Wednesday, August 15, 2007

Doohickey Missions

My friend, Neal, likes to say, “There IS a difference between being a visionary leader and a day dreamer.” This cartoon brought to mind the many people I see on the field who may have a philosophy (people group focus, saturation church planting – SCP, business as mission – BAM) but really don’t have a clue on how to make the vision a reality.

I appreciate vision. I think it’s wonderful that people are in the business of motivating others to be a part of the Great Commission. When I attend conferences in the U.S. most of it is about the global need in missions and casting the vision. Now, if we could just come up with a doohickey strategy for missions to achieve the goal!

The 90 – 10 Rule goes something like this – “The first ninety percent of the task takes ten percent of the time, and the last ten percent takes ninety percent.” I’m not sure, maybe I have it backwards, but sometimes I think creating an idea on how to do missions is the easy part, it’s the actual doing of missions that seems to bog everyone down.

I belonged to an organization that is built on a mission dream called SCP that propose that missionaries “Draw a circle around an area and saturate it with churches.” The visionary president even stated boldly, “Church planting is easy, we just need to do it.” My conclusion is that SCP, though an interesting idea, is missiologically flawed. Most people who bought into the vision have never planted a church, and wander around the country trying to figure out what they should be doing to make SCP work. SCP works fine in countries like Kenya and the Philippines, where there is already a strong Christian presence, but it’s another matter in counties that are Gospel resistant, like Senegal or Cambodia. If churches are planted in those countries it’s because someone is spending ninety percent of their time doing the work, not just dreaming about it.
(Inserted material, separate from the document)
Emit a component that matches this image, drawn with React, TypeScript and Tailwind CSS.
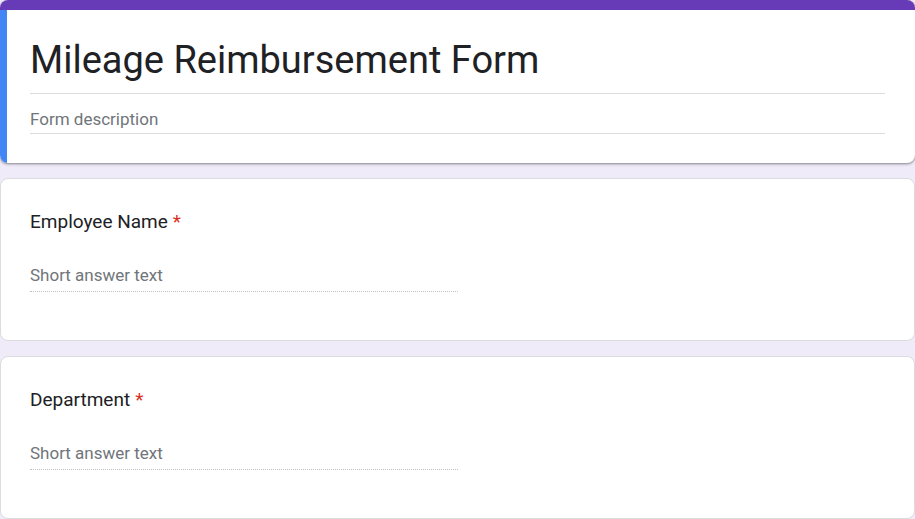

The same could be said of BAM. There are a ton books now written on doing business as mission. Apart from the ethics of BAM, like church planting, if you’ve never actually done it, is it really a good mission strategy? Those who succeed know how to do business, those who are not business minded end up with a doohickey idea and call it missions.

As I write this post I do it with concern. I feel sorry for so many of my friends who have good hearts, love Christ and really want to serve Him. Their passion for others is not in question – they long to see people come to know the Savior. What they need is not more vision and they deserve more than a doohickey program. Their need is to learn what it means to use ninety percent of their time making the ten percent vision a reality.